Of course, there's no guarantee that whatever government they eventually shook out into would be democratic, but it'd be fairly hard for it to be less democratic than the one that abandoned them.
I think that removing the administrative apparatus of the Kims and their cronies out from on top of the system would leave a big gap in a large society of North Koreans, making any decisions they made past that point extremely hard to predict.
 
Ahh Max Brooks, author of the book Devolution, a story about vicious "Bigfoot" (as in the literal mythical bigfoot) murdering a town in the PNW. Oh and a little novel called WWZ that I liked as a kid.
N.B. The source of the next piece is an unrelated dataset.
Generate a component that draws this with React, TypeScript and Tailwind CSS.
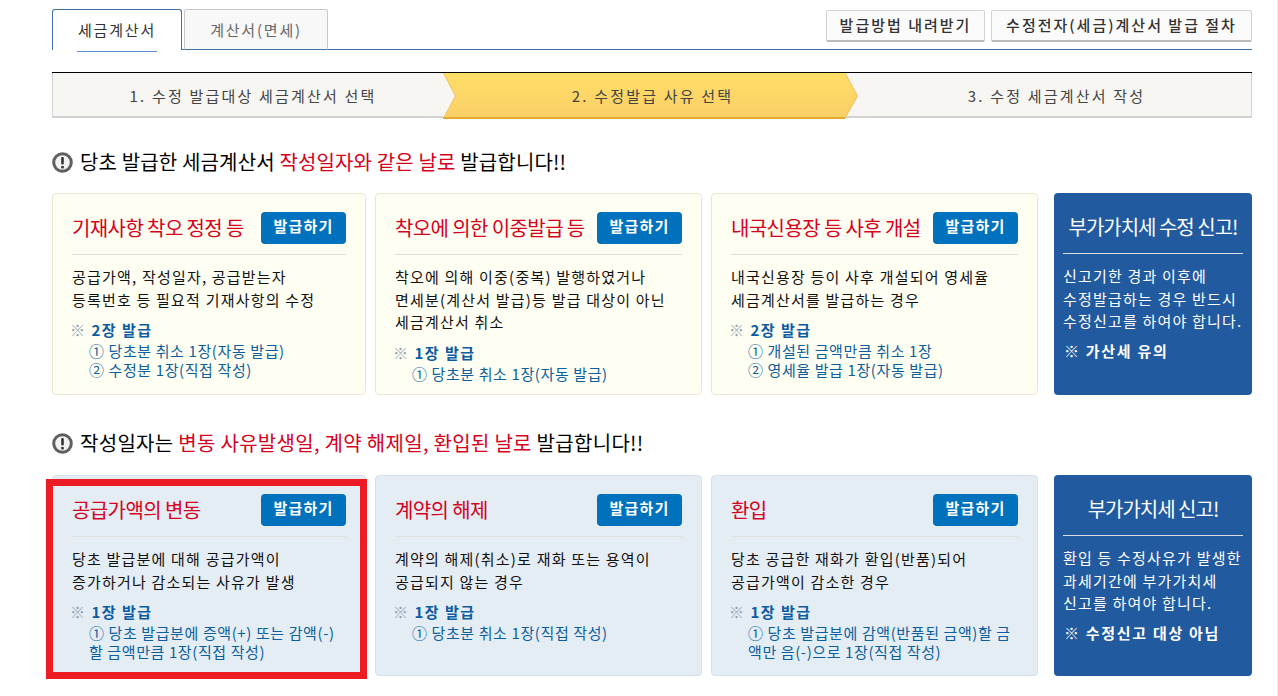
import React from "react";

type Card = {
  title: string;
  desc: string[];
  count: string;
  lines: string[];
};

const topCards: Card[] = [
  {
    title: "기재사항 착오 정정 등",
    desc: ["공급가액, 작성일자, 공급받는자", "등록번호 등 필요적 기재사항의 수정"],
    count: "2장 발급",
    lines: ["① 당초분 취소 1장(자동 발급)", "② 수정분 1장(직접 작성)"],
  },
  {
    title: "착오에 의한 이중발급 등",
    desc: [
      "착오에 의해 이중(중복) 발행하였거나",
      "면세분(계산서 발급)등 발급 대상이 아닌",
      "세금계산서 취소",
    ],
    count: "1장 발급",
    lines: ["① 당초분 취소 1장(자동 발급)"],
  },
  {
    title: "내국신용장 등 사후 개설",
    desc: ["내국신용장 등이 사후 개설되어 영세율", "세금계산서를 발급하는 경우"],
    count: "2장 발급",
    lines: ["① 개설된 금액만큼 취소 1장", "② 영세율 발급 1장(자동 발급)"],
  },
];

const bottomCards: Card[] = [
  {
    title: "공급가액의 변동",
    desc: ["당초 발급분에 대해 공급가액이", "증가하거나 감소되는 사유가 발생"],
    count: "1장 발급",
    lines: ["① 당초 발급분에 증액(+) 또는 감액(-)", "할 금액만큼 1장(직접 작성)"],
  },
  {
    title: "계약의 해제",
    desc: ["계약의 해제(취소)로 재화 또는 용역이", "공급되지 않는 경우"],
    count: "1장 발급",
    lines: ["① 당초분 취소 1장(직접 작성)"],
  },
  {
    title: "환입",
    desc: ["당초 공급한 재화가 환입(반품)되어", "공급가액이 감소한 경우"],
    count: "1장 발급",
    lines: ["① 당초 발급분에 감액(반품된 금액)할 금", "액만 음(-)으로 1장(직접 작성)"],
  },
];

function NoticeIcon() {
  return (
    <svg className="mr-[7px] shrink-0" width="21" height="21" viewBox="0 0 21 21">
      <circle cx="10.5" cy="10.5" r="8.8" fill="#f2f2f2" stroke="#5f5f5f" strokeWidth="3" />
      <rect x="9.2" y="5" width="2.6" height="7.5" rx="1" fill="#333333" />
      <rect x="9.2" y="14" width="2.6" height="2.4" fill="#333333" />
    </svg>
  );
}

function ReasonCard({ card, tone }: { card: Card; tone: "yellow" | "blue" }) {
  return (
    <section
      className={`h-full whitespace-nowrap rounded-[4px] border px-[19px] pt-[18px] ${
        tone === "yellow"
          ? "border-[#ebe7cf] bg-[#fffef2]"
          : "border-[#d5e1ed] bg-[#e4ecf4]"
      }`}
    >
      <div className="flex h-[43px] items-start justify-between border-b border-[#e0e0dc]">
        <h3 className="pt-[3px] text-[20px] leading-[26px] tracking-[-0.6px] text-[#d6001c]">
          {card.title}
        </h3>
        <button
          className="h-[32px] w-[85px] rounded-[4px] bg-[#0071bc] pb-[4px] text-[15px] font-bold tracking-[1.2px] text-white"
          type="button"
        >
          발급하기
        </button>
      </div>
      <div className="mt-[11px] text-[15px] leading-[22.5px] tracking-[1.2px] text-[#111111]">
        {card.desc.map((line) => (
          <p key={line}>{line}</p>
        ))}
      </div>
      <p className="-ml-[2px] mt-[8px] text-[15px] font-bold leading-[22px] tracking-[1.5px] text-[#0b5ca3]">
        <span className="font-normal text-[#8fa3b5]">※</span> {card.count}
      </p>
      <div className="pl-[17px] text-[15px] leading-[19px] tracking-[0.6px] text-[#0b5f9e]">
        {card.lines.map((line) => (
          <p key={line}>{line}</p>
        ))}
      </div>
    </section>
  );
}

function SideCard({ title, desc, note }: { title: string; desc: string[]; note: string }) {
  return (
    <aside className="h-full whitespace-nowrap rounded-[4px] bg-[#225a9f] px-[9px] pt-[19px] text-white">
      <h3 className="border-b border-[#d8dde6] pb-[11px] text-center text-[20px] leading-[30px] tracking-[-1px]">
        {title}
      </h3>
      <div className="mt-[11px] text-[15px] leading-[22.5px] tracking-[1.2px]">
        {desc.map((line) => (
          <p key={line}>{line}</p>
        ))}
      </div>
      <p className="mt-[7px] pl-[1px] text-[15px] font-bold leading-[22px] tracking-[1.7px]">{note}</p>
    </aside>
  );
}

function Step({ label }: { label: string }) {
  return <span className="relative text-[15px] tracking-[2.2px] text-[#444444]">{label}</span>;
}

export default function App() {
  return (
    <div
      className="relative h-[696px] w-[1278px] overflow-hidden border-r border-r-[#e8e8e8] bg-white"
      style={{ fontFamily: '"Noto Sans CJK KR", "Liberation Sans", sans-serif' }}
    >
      <div className="mx-[52px] w-[1200px] pt-[9px]">
        <div className="flex h-[41px] justify-between border-b border-[#3f72a8]">
          <div className="flex gap-[2px]">
            <div className="z-10 flex h-[41px] w-[130px] items-start justify-center rounded-t-[3px] border border-b-0 border-[#3f72a8] bg-white pt-[9px]">
              <span className="border-b border-[#5f90c8] px-[1px] pb-[10px] text-[15px] leading-[22px] tracking-[1.8px] text-[#333333]">
                세금계산서
              </span>
            </div>
            <div className="flex h-[41px] w-[144px] items-start justify-center rounded-t-[3px] border border-[#c8c8c8] border-b-[#3f72a8] bg-[#f8f8f8] pt-[9px]">
              <span className="text-[15px] leading-[22px] tracking-[1.8px] text-[#666666]">계산서(면세)</span>
            </div>
          </div>
          <div className="flex gap-[6px] pt-[1px]">
            <button
              className="h-[32px] w-[159px] rounded-[2px] border border-[#d4d4d4] border-b-2 border-b-[#bbbbbb] bg-[#fbfbfb] text-[15px] font-medium tracking-[2px] text-[#333333]"
              type="button"
            >
              발급방법 내려받기
            </button>
            <button
              className="h-[32px] w-[261px] rounded-[2px] border border-[#d4d4d4] border-b-2 border-b-[#bbbbbb] bg-[#fbfbfb] text-[15px] font-medium tracking-[2px] text-[#333333]"
              type="button"
            >
              수정전자(세금)계산서 발급 절차
            </button>
          </div>
        </div>

        <div className="mt-[22px] flex h-[46px] border-t border-t-black">
          <div className="flex h-[45px] w-[391px] items-center justify-center border-b-2 border-l border-[#d2d2d2] bg-[#f7f6f2] pl-[10px] pt-[3px]">
            <Step label="1. 수정 발급대상 세금계산서 선택" />
          </div>
          <div className="relative z-10 flex h-[46px] w-[415px] items-center justify-center pl-[4px]">
            <svg className="absolute inset-0" width="415" height="46" viewBox="0 0 415 46">
              <defs>
                <linearGradient id="stepFill" x1="0" y1="0" x2="0" y2="1">
                  <stop offset="0" stopColor="#ffde66" />
                  <stop offset="1" stopColor="#f9cf68" />
                </linearGradient>
              </defs>
              <polygon points="0,0 13,23 0,44" fill="#f7f6f2" />
              <polygon points="0.5,0 402,0 414.5,23 402,45.5 0.5,45.5 12.5,23" fill="url(#stepFill)" />
              <polyline points="0.5,0 12.5,23 0.5,45" fill="none" stroke="#eebf58" strokeWidth="1" />
              <polyline points="402,0 414.5,23 402,45" fill="none" stroke="#eebf58" strokeWidth="1" />
              <line x1="0" y1="45" x2="402" y2="45" stroke="#e3aa2c" strokeWidth="2" />
            </svg>
            <Step label="2. 수정발급 사유 선택" />
          </div>
          <div className="-ml-[12px] flex h-[45px] flex-1 items-center justify-center border-b-2 border-r border-[#d2d2d2] bg-[#f7f6f2] pl-[16px] pt-[3px]">
            <Step label="3. 수정 세금계산서 작성" />
          </div>
        </div>

        <h2 className="mt-[29px] flex h-[30px] items-center whitespace-nowrap text-[20px] tracking-[0.15px] text-black">
          <NoticeIcon />
          <span>
            당초 발급한 세금계산서 <span className="text-[#d6001c]">작성일자와 같은 날로</span> 발급합니다!!
          </span>
        </h2>

        <div className="mt-[16px] grid h-[202px] grid-cols-[314px_327px_327px_205px] gap-x-[9px]">
          {topCards.map((card) => (
            <ReasonCard card={card} tone="yellow" key={card.title} />
          ))}
          <div className="ml-[7px]">
            <SideCard
              title="부가가치세 수정 신고!"
              desc={["신고기한 경과 이후에", "수정발급하는 경우 반드시", "수정신고를 하여야 합니다."]}
              note="※ 가산세 유의"
            />
          </div>
        </div>

        <h2 className="mt-[33px] flex h-[30px] items-center whitespace-nowrap text-[20px] tracking-[0.3px] text-black">
          <NoticeIcon />
          <span>
            작성일자는 <span className="text-[#d6001c]">변동 사유발생일, 계약 해제일, 환입된 날로</span> 발급합니다!!
          </span>
        </h2>

        <div className="mt-[17px] grid h-[201px] grid-cols-[314px_327px_327px_205px] gap-x-[9px]">
          {bottomCards.map((card) => (
            <ReasonCard card={card} tone="blue" key={card.title} />
          ))}
          <div className="ml-[7px]">
            <SideCard
              title="부가가치세 신고!"
              desc={["환입 등 수정사유가 발생한", "과세기간에 부가가치세", "신고를 하여야 합니다."]}
              note="※ 수정신고 대상 아님"
            />
          </div>
        </div>
      </div>

      {/* red highlight drawn over the first card of the second row */}
      <div className="pointer-events-none absolute left-[46px] top-[479px] h-[200px] w-[321px] border-[7px] border-[#ed1c24]" />
    </div>
  );
}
I really enjoy this story a lot, and has made me appreciate the novel more. The book had been very memorable as a young teen and when looking back on it as I'm older it lost much of its luster. (Its on my shelves somewhere so they at least got their money outta me lol)
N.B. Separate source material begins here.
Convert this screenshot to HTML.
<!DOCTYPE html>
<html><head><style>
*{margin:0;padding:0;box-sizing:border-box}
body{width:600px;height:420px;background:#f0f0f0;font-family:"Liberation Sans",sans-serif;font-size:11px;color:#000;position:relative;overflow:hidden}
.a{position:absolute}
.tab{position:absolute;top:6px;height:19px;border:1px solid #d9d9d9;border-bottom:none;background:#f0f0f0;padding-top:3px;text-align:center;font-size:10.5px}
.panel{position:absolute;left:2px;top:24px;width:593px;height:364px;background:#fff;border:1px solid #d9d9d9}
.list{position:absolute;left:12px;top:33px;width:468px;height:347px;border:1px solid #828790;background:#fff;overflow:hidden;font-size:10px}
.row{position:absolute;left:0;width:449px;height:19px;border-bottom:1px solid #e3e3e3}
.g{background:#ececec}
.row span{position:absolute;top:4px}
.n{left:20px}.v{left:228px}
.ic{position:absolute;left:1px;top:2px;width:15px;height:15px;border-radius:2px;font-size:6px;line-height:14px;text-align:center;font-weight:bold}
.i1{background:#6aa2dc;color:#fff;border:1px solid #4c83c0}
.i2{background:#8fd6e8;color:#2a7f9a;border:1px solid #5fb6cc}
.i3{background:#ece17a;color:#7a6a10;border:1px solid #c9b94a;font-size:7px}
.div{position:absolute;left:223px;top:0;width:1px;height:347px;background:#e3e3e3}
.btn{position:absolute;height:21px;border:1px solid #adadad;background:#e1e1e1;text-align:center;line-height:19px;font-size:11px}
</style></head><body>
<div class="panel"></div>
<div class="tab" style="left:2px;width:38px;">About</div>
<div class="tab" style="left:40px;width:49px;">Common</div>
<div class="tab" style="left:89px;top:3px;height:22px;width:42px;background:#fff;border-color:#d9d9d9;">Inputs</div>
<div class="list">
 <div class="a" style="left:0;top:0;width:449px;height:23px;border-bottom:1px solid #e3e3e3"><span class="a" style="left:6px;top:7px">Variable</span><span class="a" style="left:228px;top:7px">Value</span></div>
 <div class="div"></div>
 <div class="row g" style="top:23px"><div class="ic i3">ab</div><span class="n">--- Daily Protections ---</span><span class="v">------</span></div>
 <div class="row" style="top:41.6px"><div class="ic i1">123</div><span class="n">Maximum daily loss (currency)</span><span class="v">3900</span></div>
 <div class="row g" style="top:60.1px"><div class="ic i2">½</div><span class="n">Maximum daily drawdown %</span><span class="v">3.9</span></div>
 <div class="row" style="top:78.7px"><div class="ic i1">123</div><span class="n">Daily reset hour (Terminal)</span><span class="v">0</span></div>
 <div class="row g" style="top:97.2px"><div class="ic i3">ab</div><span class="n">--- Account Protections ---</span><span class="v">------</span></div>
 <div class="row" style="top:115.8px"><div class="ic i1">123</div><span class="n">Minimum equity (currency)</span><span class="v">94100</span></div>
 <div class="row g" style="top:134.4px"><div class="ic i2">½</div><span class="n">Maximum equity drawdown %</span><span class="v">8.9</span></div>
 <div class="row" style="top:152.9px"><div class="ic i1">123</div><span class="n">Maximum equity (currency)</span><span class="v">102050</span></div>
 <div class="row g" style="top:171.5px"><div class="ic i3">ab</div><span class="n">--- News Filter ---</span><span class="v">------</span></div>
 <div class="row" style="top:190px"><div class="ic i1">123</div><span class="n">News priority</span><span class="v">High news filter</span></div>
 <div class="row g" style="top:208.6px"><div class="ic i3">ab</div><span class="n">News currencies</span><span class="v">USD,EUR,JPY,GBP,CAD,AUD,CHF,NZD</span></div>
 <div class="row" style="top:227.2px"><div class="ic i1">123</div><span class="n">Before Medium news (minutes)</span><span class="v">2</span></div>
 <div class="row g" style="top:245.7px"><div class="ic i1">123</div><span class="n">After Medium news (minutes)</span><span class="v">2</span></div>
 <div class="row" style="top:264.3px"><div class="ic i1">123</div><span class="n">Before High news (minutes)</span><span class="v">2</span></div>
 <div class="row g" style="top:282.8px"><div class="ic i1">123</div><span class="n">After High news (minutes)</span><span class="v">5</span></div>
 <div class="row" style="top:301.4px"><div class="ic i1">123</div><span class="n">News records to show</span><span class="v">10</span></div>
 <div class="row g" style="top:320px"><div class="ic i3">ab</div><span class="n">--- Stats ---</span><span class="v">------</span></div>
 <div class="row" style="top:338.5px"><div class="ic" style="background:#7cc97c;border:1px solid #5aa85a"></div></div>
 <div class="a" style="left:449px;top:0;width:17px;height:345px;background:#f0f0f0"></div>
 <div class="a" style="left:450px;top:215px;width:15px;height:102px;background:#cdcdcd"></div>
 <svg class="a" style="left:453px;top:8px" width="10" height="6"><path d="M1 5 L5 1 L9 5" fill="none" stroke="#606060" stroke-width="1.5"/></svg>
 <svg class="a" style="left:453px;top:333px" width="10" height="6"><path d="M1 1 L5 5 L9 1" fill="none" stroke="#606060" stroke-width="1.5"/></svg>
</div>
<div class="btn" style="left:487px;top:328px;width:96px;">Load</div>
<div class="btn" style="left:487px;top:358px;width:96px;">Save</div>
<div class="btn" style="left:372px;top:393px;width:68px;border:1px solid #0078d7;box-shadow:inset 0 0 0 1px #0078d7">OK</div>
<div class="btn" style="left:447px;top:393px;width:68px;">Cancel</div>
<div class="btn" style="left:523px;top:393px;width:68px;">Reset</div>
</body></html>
Also as a native Louisianan, I loved seeing my state get a major mention.
 
You are ignoring content by this member.
Now I'm thinking of an alternate universe where Maximilian Arroyos writes a zombie history of the world where America is inexplicably replaced with Comancheria after the apocalypse. Meanwhile, Spain is somehow Castile again and ruled over by the Trastamaras, and for some reason the only good stories are the ones about people on horseback.
 
Every country outside of America really just feels like a theme park ride in this.
It's true. I think it comes back to conservative/reactionary narcissism. A cornerstone of their faith is that only they are really human and everyone else is an extra or NPC in their story, which filters into everything else.
 
It's true. I think it comes back to conservative/reactionary narcissism. A cornerstone of their faith is that only they are really human and everyone else is an extra or NPC in their story, which filters into everything else.
I'd be more likely to ascribe it to apathy than that sort of depersonalizing malice tbh. America's not great about teaching things Not America, nor is Hollywood, and Max Brooks strikes me as sort of fundamentally incurious about such matters from how this is written (at least what's been covered here and the snippets outside that I can recall). He figures he's got the gist and hasn't exactly double-checked any of those unquestioned assumptions while doing what research he inevitably has to have done for this.
 
Yeah. Because Brooks kind of takes the same lazy-brain approach to writing the Zombie Survival Guide, which is basically by Americans for Americans and much less overtly political. So things he doesn't understand well that aren't politics get treated about as ignorantly as things that are, rather than politics getting a unique coating of deliberate "I don't care about them."

Though... at the same time, it does seem like of the things Brooks does seem to be trying to make a good faith effort to know about, non-American countries are quite low on the priority list.
 
So far as "how" the infection got in - I think it was probably the South Korean spies. Recall that this was before the outbreaks had really gotten going; only China and North Korea knew, at this point. If a South Korean spy got through the initial screening to get into the "let us all become mole people" meeting, they'd be assumed to be clean of the zombie taint. If they'd slipped out a side exit to try and contact Seoul, though… Been bitten by a homeless person whilst doing it? Do you think they'd tell anyone in the bunker? People would ask questions, like "what were you doing out there". So they didn't tell anybody, and then eventually they turned within the bunker complex.
One of the more obvious examples of the reviewer having biases of her own. There's reaching and then there's inventing a scenario out of whole cloth to blame the outbreaks on the South Koreans. You know, because there's no way the communist North Koreans could have had a few slip through the checks the way it happened absolutely everywhere else? By hiding it, by bribing guards, by being important enough to refuse checks, by guards being bored, sloppy or drunk,... No no, had to be those dastardly South Koreans.

Edit: Just to clarify, I'm not saying this is a bad thing. Done well, scrutinizing the unreliable narrator is good fun. And here we have two for the price of none!